## BEGIN

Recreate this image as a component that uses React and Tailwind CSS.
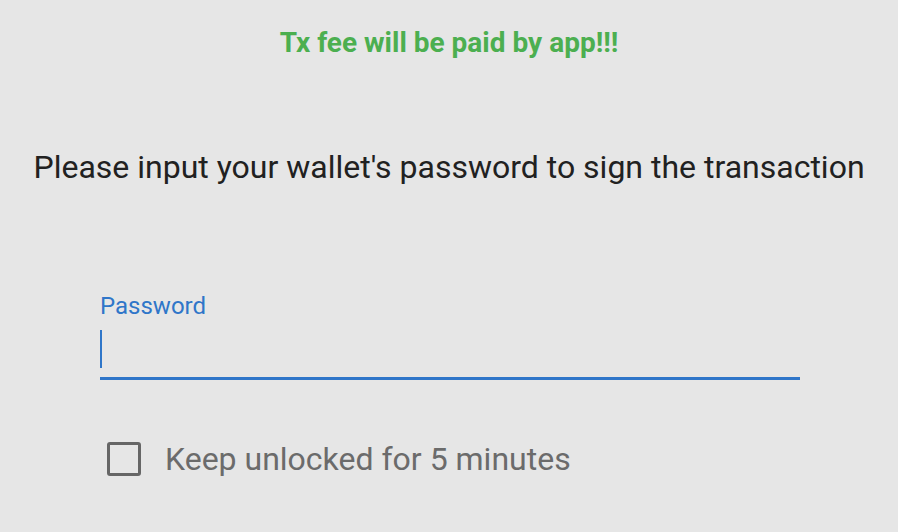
import React from "react";

const App = () => {
  return (
    <div
      className="w-[898px] h-[532px] bg-[#e6e6e6] flex flex-col overflow-hidden"
      style={{ fontFamily: "Roboto, 'Noto Sans', sans-serif" }}
    >
      {/* fee notice */}
      <div className="pt-[27px] text-center text-[28px] leading-[32px] font-bold text-[#4caf50]">
        Tx fee will be paid by app!!!
      </div>

      {/* prompt */}
      <div className="mt-[89px] text-center text-[32px] leading-[38px] text-[#212121]">
        Please input your wallet's password to sign the transaction
      </div>

      {/* password field */}
      <div className="mt-[106px] pl-[100px] pr-[98px]">
        <label className="block text-[24px] leading-[28px] text-[#2f76c9]">Password</label>
        <div className="mt-[10px] h-[50px] border-b-[3px] border-[#2f76c9] flex items-start">
          <div className="w-[2px] h-[38px] bg-[#2f76c9]" />
        </div>
      </div>

      {/* keep unlocked */}
      <div className="mt-[60px] pl-[107px] flex items-center gap-[24px]">
        <div className="w-[34px] h-[34px] border-[3px] border-[#666666] rounded-[3px]" />
        <span className="text-[32px] leading-[38px] text-[#6b6b6b]">Keep unlocked for 5 minutes</span>
      </div>
    </div>
  );
};

export default App;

## END

### [Objective]
Leave out the pictures and retype every line above exactly.

### [Exercise response]
Recreate this image as a component that uses React and Tailwind CSS.
import React from "react";

const App = () => {
  return (
    <div
      className="w-[898px] h-[532px] bg-[#e6e6e6] flex flex-col overflow-hidden"
      style={{ fontFamily: "Roboto, 'Noto Sans', sans-serif" }}
    >
      {/* fee notice */}
      <div className="pt-[27px] text-center text-[28px] leading-[32px] font-bold text-[#4caf50]">
        Tx fee will be paid by app!!!
      </div>

      {/* prompt */}
      <div className="mt-[89px] text-center text-[32px] leading-[38px] text-[#212121]">
        Please input your wallet's password to sign the transaction
      </div>

      {/* password field */}
      <div className="mt-[106px] pl-[100px] pr-[98px]">
        <label className="block text-[24px] leading-[28px] text-[#2f76c9]">Password</label>
        <div className="mt-[10px] h-[50px] border-b-[3px] border-[#2f76c9] flex items-start">
          <div className="w-[2px] h-[38px] bg-[#2f76c9]" />
        </div>
      </div>

      {/* keep unlocked */}
      <div className="mt-[60px] pl-[107px] flex items-center gap-[24px]">
        <div className="w-[34px] h-[34px] border-[3px] border-[#666666] rounded-[3px]" />
        <span className="text-[32px] leading-[38px] text-[#6b6b6b]">Keep unlocked for 5 minutes</span>
      </div>
    </div>
  );
};

export default App;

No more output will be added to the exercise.